Noting that more and more businesses are using Twitter to communicate with customers, the San Francisco social networking startup has launched a new sub-site to help companies learn strategies to leverage the service to their benefit.
Twitter101 provides a quick overview explaining what Twitter is, a guide to the service’s sometimes impenetrable lingo, a section on best practices and case studies.
“We’re focused on enhancing value across Twitter in general — these documents are just a first step,” Twitter cofounder Biz Stone said in a posting to the company’s official blog on Thursday. The company did not respond to the E-Commerce Times’ request for comment on Friday.
The Elusive Business Model
The move is widely believed to be the next step in Twitter’s evolution from a fast-growing media darling to sustainable business.

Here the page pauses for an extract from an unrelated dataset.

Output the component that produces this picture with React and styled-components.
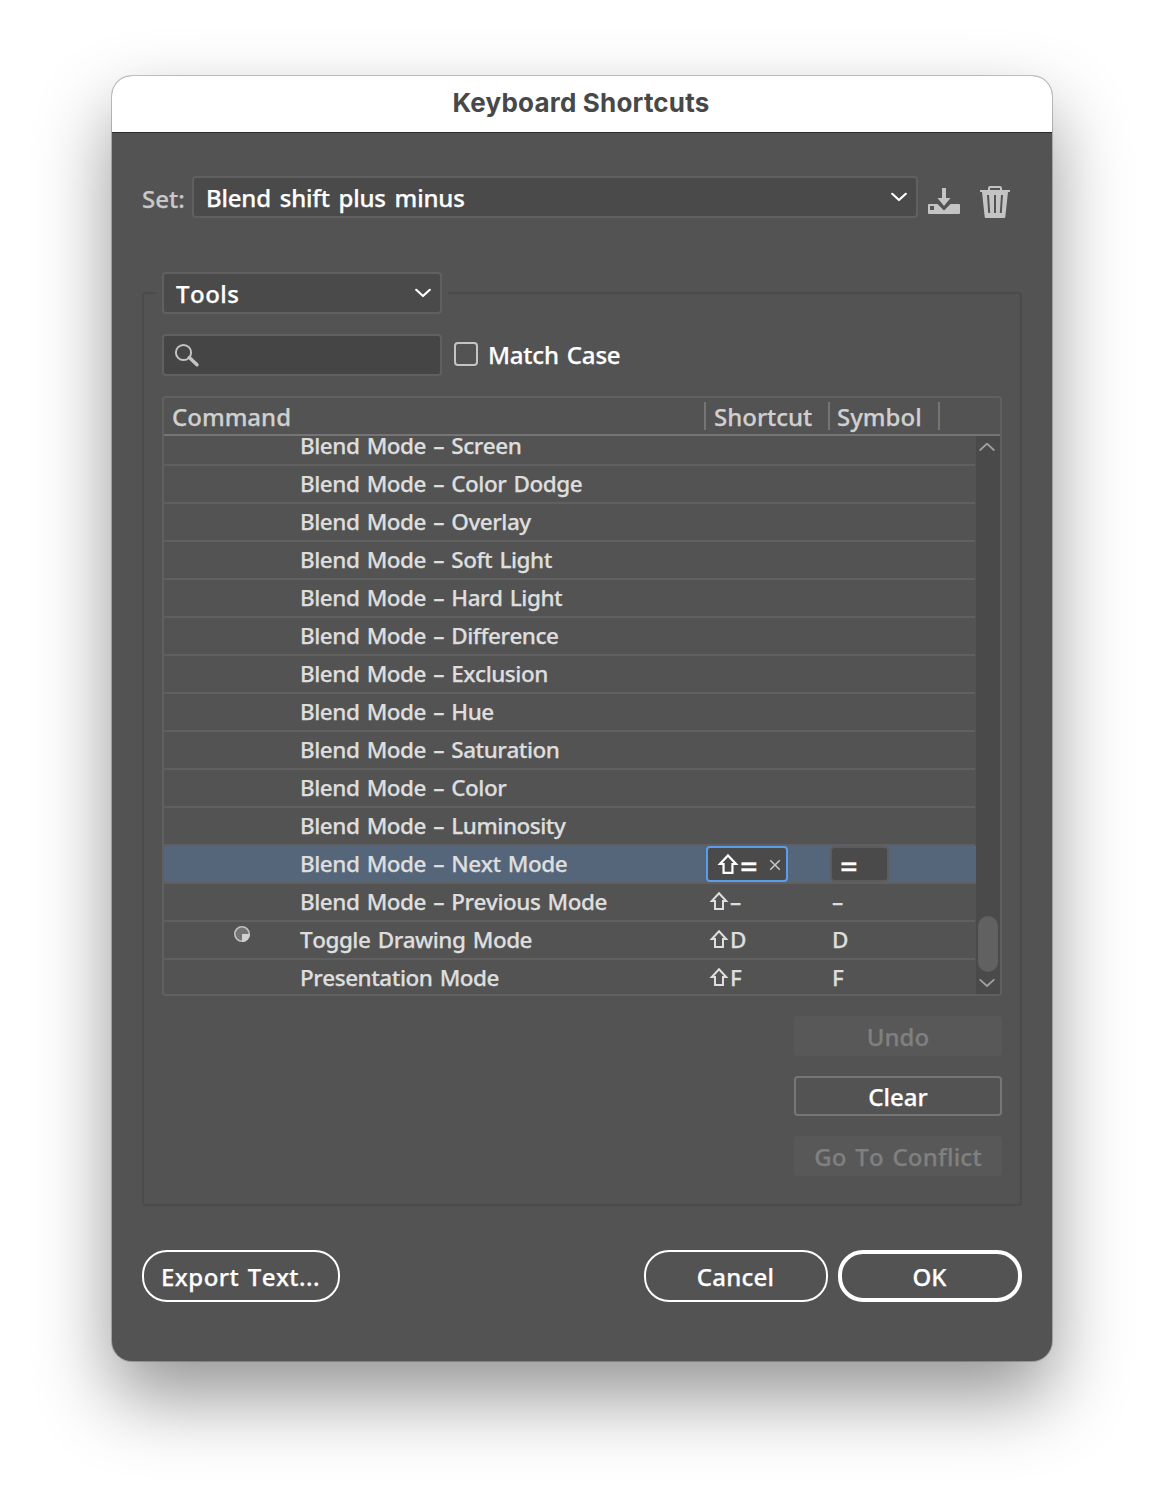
import React from "react";
import styled, { createGlobalStyle } from "styled-components";

const Global = createGlobalStyle`
  * { box-sizing: border-box; }
  body {
    margin: 0;
    background: #fff;
    font-family: "Noto Sans", "Open Sans", sans-serif;
    font-weight: 500;
    font-kerning: none;
  }
  button { font-family: inherit; font-weight: inherit; font-kerning: inherit; }
`;

const Stage = styled.main`
  width: 1164px;
  height: 1510px;
  overflow: hidden;
  padding: 76px 112px 0;
`;

const Dialog = styled.section`
  width: 940px;
  height: 1285px;
  border-radius: 20px;
  overflow: hidden;
  display: flex;
  flex-direction: column;
  background: #535353;
  box-shadow: 0 0 0 1px rgba(0, 0, 0, 0.22), 0 36px 76px rgba(0, 0, 0, 0.42);
`;

const TitleBar = styled.header`
  height: 57px;
  flex: none;
  background: #fff;
  border-bottom: 1px solid #2b2b2b;
  display: flex;
  justify-content: center;
  padding-right: 2px;
`;

const Title = styled.h1`
  margin: 0;
  font: 700 26px/54px Inter, sans-serif;
  letter-spacing: 0.2px;
  font-kerning: auto;
  color: #484848;
`;

const Content = styled.div`
  padding: 43px 30px 0;
  display: flex;
  flex-direction: column;
`;

const Text = styled.span`
  font-size: ${(p) => p.$size || 24}px;
  line-height: ${(p) => p.$lh || 38}px;
  letter-spacing: ${(p) => p.$ls || 0}px;
  word-spacing: ${(p) => p.$ws || 0}px;
  color: ${(p) => p.$color || "#fff"};
  -webkit-text-stroke: 0.25px currentColor;
  white-space: nowrap;
`;

const SetRow = styled.div`
  display: flex;
  height: 42px;
`;

const SetLabel = styled(Text)`
  width: 50px;
  line-height: 46px;
`;

const Select = styled.div`
  width: ${(p) => p.$w}px;
  height: 42px;
  border: 2px solid #606060;
  border-radius: 4px;
  background: #4a4a4a;
  display: flex;
  justify-content: space-between;
  padding: 0 9px 0 12px;
`;

const IconButton = styled.button`
  border: 0;
  padding: 0;
  background: none;
  width: 32px;
  height: 42px;
  margin-left: ${(p) => p.$ml}px;
  svg { display: block; }
`;

const Group = styled.div`
  margin-top: 74px;
  height: 914px;
  border: 2px solid #4b4b4b;
  border-radius: 4px;
  padding: 0 18px;
  display: flex;
  flex-direction: column;
`;

const Legend = styled.div`
  margin: -22px 0 0 -6px;
  padding: 0 6px;
  align-self: flex-start;
  background: #535353;
`;

const SearchRow = styled.div`
  margin-top: 20px;
  display: flex;
  height: 42px;
`;

const SearchField = styled.div`
  width: 280px;
  border: 2px solid #606060;
  border-radius: 4px;
  background: #454545;
  padding: 7px 10px;
`;

const Checkbox = styled.span`
  width: 24px;
  height: 24px;
  margin: 8px 10px 0 12px;
  border: 2px solid #c4c4c4;
  border-radius: 4px;
`;

const Table = styled.div`
  margin-top: 20px;
  height: 600px;
  border: 2px solid #606060;
  border-radius: 4px;
  overflow: hidden;
  display: flex;
  flex-direction: column;
`;

const TableHead = styled.div`
  display: flex;
  height: 38px;
  flex: none;
  border-bottom: 2px solid #757575;
`;

const HeadCell = styled.div`
  width: ${(p) => p.$w}px;
  height: 28px;
  margin-top: 4px;
  padding: 2px 0 0 ${(p) => p.$pl || 8}px;
  border-right: 2px solid #757575;
  display: flex;
  align-items: center;
`;

const TableBody = styled.div`
  display: flex;
  height: 558px;
`;

const Rows = styled.div`
  width: 812px;
  overflow: hidden;
  & > :first-child { margin-top: -8px; }
`;

const Row = styled.div`
  height: 38px;
  width: ${(p) => (p.$selected ? 812 : 811)}px;
  border-bottom: 2px solid #606060;
  background: ${(p) => (p.$selected ? "#55667b" : "transparent")};
  display: grid;
  grid-template-columns: 136px 406px 122px 1fr;
`;

const ToolCell = styled.div`
  padding: 3px 0 0 69px;
  svg { display: block; }
`;

const Keys = styled.div`
  display: flex;
  align-items: flex-start;
  padding-left: 4px;
  gap: 2px;
  height: 36px;
  svg { margin-top: 8px; }
`;

const KeyInput = styled.div`
  width: 82px;
  height: 36px;
  border: 2px solid #5b9cec;
  border-radius: 4px;
  background: #4a4a4a;
  display: flex;
  align-items: center;
  gap: 2px;
  padding: 0 5px 0 10px;
`;

const SymbolInput = styled.div`
  width: 59px;
  height: 36px;
  margin-left: 2px;
  border: 2px solid #5a5c5f;
  border-radius: 5px;
  background: #4a4a4a;
  padding-left: 8px;
  display: flex;
  align-items: center;
`;

const InputText = styled(Text)`
  font-size: 31px;
  line-height: 28px;
  padding-top: 4px;
`;

const ClearMark = styled.svg`
  margin: 2px 0 0 auto;
`;

const Scrollbar = styled.div`
  width: 24px;
  background: #4a4a4a;
  display: flex;
  flex-direction: column;
  align-items: center;
  padding: 6px 2px 6px 0;
`;

const Thumb = styled.div`
  width: 20px;
  height: 56px;
  border-radius: 10px;
  background: #616161;
  margin: auto 0 6px 2px;
`;

const Actions = styled.div`
  margin-top: 20px;
  display: flex;
  flex-direction: column;
  align-items: flex-end;
  gap: 20px;
`;

const ActionButton = styled.button`
  width: 208px;
  height: 40px;
  padding: 0;
  border: 2px solid ${(p) => (p.disabled ? "#585858" : "#767676")};
  border-radius: 4px;
  background: ${(p) => (p.disabled ? "#585858" : "transparent")};
  text-align: center;
`;

const Footer = styled.footer`
  margin-top: 44px;
  display: flex;
  gap: 10px;
`;

const PillButton = styled.button`
  width: ${(p) => p.$w}px;
  height: 52px;
  padding: 1px 1px 0 0;
  border: ${(p) => (p.$primary ? 4 : 2)}px solid #fff;
  border-radius: 25px;
  background: transparent;
  margin-right: ${(p) => (p.$push ? "auto" : 0)};
`;

const SelectArrow = styled.svg`
  margin-top: 14px;
`;

const Chevron = ({ color = "#fff", up, width = 2.2, as: Tag = "svg" }) => (
  <Tag width="16" height="10" viewBox="0 0 16 10" fill="none">
    <path
      d={up ? "M1.2 8 8 1.7 14.8 8" : "M1.2 1.8 8 8 14.8 1.8"}
      stroke={color}
      strokeWidth={width}
      strokeLinecap="round"
      strokeLinejoin="round"
    />
  </Tag>
);

const ShiftArrow = styled.svg`
  flex: none;
  overflow: visible;
`;

const Shift = ({ size = 18, color = "#dedede" }) => (
  <ShiftArrow width={size} height={size} viewBox="0 0 18 18" fill="none">
    <path d="M9 1.3 16.2 9H13V17H5V9H1.8Z" stroke={color} strokeWidth="2" />
  </ShiftArrow>
);

const SaveIcon = () => (
  <svg width="32" height="42" viewBox="0 0 32 42">
    <path
      fill="#c4c4c4"
      fillRule="evenodd"
      d="M1 28H9.5L16 34.5 22.5 28H31a1 1 0 0 1 1 1V37a1 1 0 0 1-1 1H1a1 1 0 0 1-1-1V29a1 1 0 0 1 1-1ZM2 30V34H6V30Z"
    />
    <path fill="#c4c4c4" d="M14 12H18V22H22.5L16 30 9.5 22H14Z" />
  </svg>
);

const TrashIcon = () => (
  <svg width="32" height="42" viewBox="0 0 32 42" fill="none">
    <path d="M9 14V12.2Q9 11 10.2 11H19.8Q21 11 21 12.2V14" stroke="#c4c4c4" strokeWidth="2" />
    <path d="M0 14H30V16H28L25.3 41Q25.2 42 24.2 42H5.8Q4.8 42 4.7 41L2 16H0Z" fill="#c4c4c4" />
    <path d="M8 19 9.2 37M15 19V37M22 19 20.8 37" stroke="#535353" strokeWidth="2" />
  </svg>
);

const SearchIcon = () => (
  <svg width="26" height="26" viewBox="0 0 26 26" fill="none">
    <circle cx="9.5" cy="9.5" r="7.6" stroke="#c4c4c4" strokeWidth="2" />
    <path d="M15.3 14.5 23 21.8" stroke="#c4c4c4" strokeWidth="3.4" strokeLinecap="round" />
  </svg>
);

const DrawingModeIcon = () => (
  <svg width="18" height="18" viewBox="0 0 18 18">
    <circle cx="9" cy="9" r="7.2" fill="#737373" stroke="#c0c0c0" strokeWidth="1.6" />
    <path d="M9 9H17A8 8 0 0 1 9 17Z" fill="#d0d0d0" />
  </svg>
);

const commands = [
  { name: "Blend Mode – Screen" },
  { name: "Blend Mode – Color Dodge" },
  { name: "Blend Mode – Overlay" },
  { name: "Blend Mode – Soft Light" },
  { name: "Blend Mode – Hard Light" },
  { name: "Blend Mode – Difference" },
  { name: "Blend Mode – Exclusion" },
  { name: "Blend Mode – Hue" },
  { name: "Blend Mode – Saturation" },
  { name: "Blend Mode – Color" },
  { name: "Blend Mode – Luminosity" },
  { name: "Blend Mode – Next Mode", symbol: "=", selected: true },
  { name: "Blend Mode – Previous Mode", symbol: "–" },
  { name: "Toggle Drawing Mode", symbol: "D", icon: true },
  { name: "Presentation Mode", symbol: "F" },
];

const RowText = (props) => (
  <Text $size={22.5} $lh={35} $ls={-0.48} $ws={1.9} $color="#dedede" {...props} />
);

const ShortcutCells = ({ symbol, selected }) => {
  if (!symbol) return null;
  if (selected)
    return (
      <>
        <KeyInput>
          <Shift size={20} color="#fff" />
          <InputText>{symbol}</InputText>
          <ClearMark width="12" height="12" viewBox="0 0 12 12">
            <path d="M1.2 1.2 10.8 10.8M10.8 1.2 1.2 10.8" stroke="#c4c4c4" strokeWidth="1.6" />
          </ClearMark>
        </KeyInput>
        <SymbolInput>
          <InputText>{symbol}</InputText>
        </SymbolInput>
      </>
    );
  return (
    <>
      <Keys>
        <Shift />
        <RowText>{symbol}</RowText>
      </Keys>
      <Keys>
        <RowText>{symbol}</RowText>
      </Keys>
    </>
  );
};

export default function App() {
  return (
    <Stage>
      <Global />
      <Dialog>
        <TitleBar>
          <Title>Keyboard Shortcuts</Title>
        </TitleBar>
        <Content>
          <SetRow>
            <SetLabel $color="#c8c8c8">Set:</SetLabel>
            <Select $w={726}>
              <Text $lh={40} $ls={-0.2} $ws={2.8}>Blend shift plus minus</Text>
              <Chevron as={SelectArrow} />
            </Select>
            <IconButton $ml={10} aria-label="Save set"><SaveIcon /></IconButton>
            <IconButton $ml={20} aria-label="Delete set"><TrashIcon /></IconButton>
          </SetRow>
          <Group>
            <Legend>
              <Select $w={280}>
                <Text $lh={40} $ls={0.5}>Tools</Text>
                <Chevron as={SelectArrow} />
              </Select>
            </Legend>
            <SearchRow>
              <SearchField><SearchIcon /></SearchField>
              <Checkbox />
              <Text $lh={42} $ls={-0.2} $ws={2}>Match Case</Text>
            </SearchRow>
            <Table>
              <TableHead>
                <HeadCell $w={542}><Text $color="#d0d0d0">Command</Text></HeadCell>
                <HeadCell $w={124}><Text $color="#d0d0d0">Shortcut</Text></HeadCell>
                <HeadCell $w={110} $pl={7}><Text $color="#d0d0d0">Symbol</Text></HeadCell>
              </TableHead>
              <TableBody>
                <Rows>
                  {commands.map((c) => (
                    <Row key={c.name} $selected={c.selected}>
                      <ToolCell>{c.icon && <DrawingModeIcon />}</ToolCell>
                      <RowText>{c.name}</RowText>
                      <ShortcutCells symbol={c.symbol} selected={c.selected} />
                    </Row>
                  ))}
                </Rows>
                <Scrollbar>
                  <Chevron up color="#a0a0a0" width={1.8} />
                  <Thumb />
                  <Chevron color="#a0a0a0" width={1.8} />
                </Scrollbar>
              </TableBody>
            </Table>
            <Actions>
              <ActionButton disabled><Text $lh={38} $color="#808080">Undo</Text></ActionButton>
              <ActionButton><Text $lh={38}>Clear</Text></ActionButton>
              <ActionButton disabled>
                <Text $lh={38} $ls={0.25} $ws={2} $color="#808080">Go To Conflict</Text>
              </ActionButton>
            </Actions>
          </Group>
          <Footer>
            <PillButton $w={198} $push><Text $ls={0.45} $ws={2}>Export Text...</Text></PillButton>
            <PillButton $w={184}><Text $ls={0.2}>Cancel</Text></PillButton>
            <PillButton $w={184} $primary><Text>OK</Text></PillButton>
          </Footer>
        </Content>
      </Dialog>
    </Stage>
  );
}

What that evolved service will look like still remains largely the province of hints and rumors.
In widely reported remarks at the Fortune Brainstorm Tech 2009 conference this week, Stone suggested that commercial accounts might be in the offing.
In a May post to the Twitter blog, Stone said verified accounts, management tools and “discovery mechanisms” were among the ideas the company was considering implementing to develop a revenue stream.
The company expected to launch efforts to develop a revenue stream this year, he wrote.
Will Businesses Want It?
Whether businesses will want to pay or will remain content with the interaction they currently have is another question entirely, Zeus Kerravala, senior vice president for global enterprise and consumer research for the Yankee Group, told the E-Commerce Times.
There’s little doubt some social networking sites will emerge from the crowd and provide such value that companies are willing to pay, Kerravala said, but it’s way too early to tell if Twitter will be the one.
“It’s very much like the Internet once was — an experimental thing that companies were just playing around with,” he said. “It took a long time before anybody monetized anything off the Internet.”
Checkered Track Record
Second Life is one example of a fast-rising media star that has failed to produce much, if anything, in the way of return on investment for corporations who spent time and money to buy, develop, promote and use real estate and other infrastructure in that virtual world, Kerravala noted.
“IBM is still one of the largest landowners in Second Life. I’d be surprised if they’ve gotten any ROI off that,” he said.
Twitter’s Stone, however, has spoken in interviews about the value many businesses claim they get from Twitter — from engaging with prospective customers to converting prospects to sales.
The Twitter 101 guide itself refers to several success stories, including Dell’s use of its Twitter account to hook up customers with outlet store coupons that convert to sales. Another company takes orders via the service.
However, if Kerravala is correct, and that value isn’t worth enough to companies to actually pony up cash for the privilege, it might be tough for Twitter to sell corporations on any significant ongoing investment in services from the site, he said.
“The expectation that there’s going to be a real big rate of return off it would be foolish,” he said.